Editorial:: How to handle Puerto Rico’s debt crisis
This has not been the best week for risky government securities. First, the Greek government failed to make a $1.7-billion payment that was due Tuesday. Then the Puerto Rican government revealed that its debt had become unsustainable, although it managed to forestall a default by making more than $1 billion in payments Wednesday. The coincidental timing aside, the situations in Puerto Rico and Greece are only superficially similar. Still, the latter’s prolonged troubles and repeated rounds of brinkmanship offer Puerto Rico’s creditors a lesson in how not to handle a debt crisis.
Both Puerto Rico and Greece got into trouble by borrowing money to run large budget deficits to sustain excessive government payrolls and programs. But the Caribbean commonwealth, which is a U.S. territory, can also blame U.S. policymakers for exacerbating its problems by terminating a federal tax break that had drawn manufacturers to the island. Congress also set comparatively high levels for Puerto Rico’s public assistance payments, which along with the vigorous underground economy helps explain why less than half of its adults are in the workforce, compared with nearly two-thirds in the United States. Meanwhile, thousands of the most educated and talented workers have decamped to the United States in search of better opportunities.

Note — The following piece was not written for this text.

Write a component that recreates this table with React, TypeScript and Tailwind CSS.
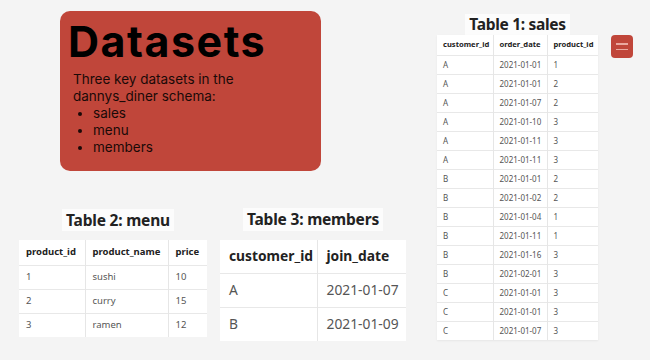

That’s not to argue for a taxpayer bailout or to absolve Puerto Rican leaders. Although successive administrations took numerous steps to try to close the budget gap, they didn’t go far enough to put the government on a sustainable footing. Nor did they ever stop borrowing. Puerto Rico’s debt is now so large — about $72 billion, far more per resident than any state has amassed — that it has become trapped in a “vicious circle” of ever-worsening fiscal problems, three current or former International Monetary Fund economists wrote in a new report.
The island’s government must do more to rein in spending and to bring more adults back into the workforce, difficult tasks that will require some help from Congress. So, too, should Congress give commonwealth-owned enterprises the same access to bankruptcy courts that their U.S. counterparts have, enabling a more fair and orderly resolution of the debts they can’t pay. Ultimately, though, the hedge funds and mutual funds that bought Puerto Rico’s tax-free bonds will have to support the government’s effort to reignite the economy. That means dropping their opposition to the needed change in bankruptcy law, accepting some losses and helping the government develop a restructuring plan that emphasizes growth in addition to responsibility.
The turmoil in Greece over the last five years illustrates what happens when creditors demand reforms but ignore their effect on a struggling economy. For their own sake as well as for the island’s, Puerto Rico’s bondholders should learn from that mistake.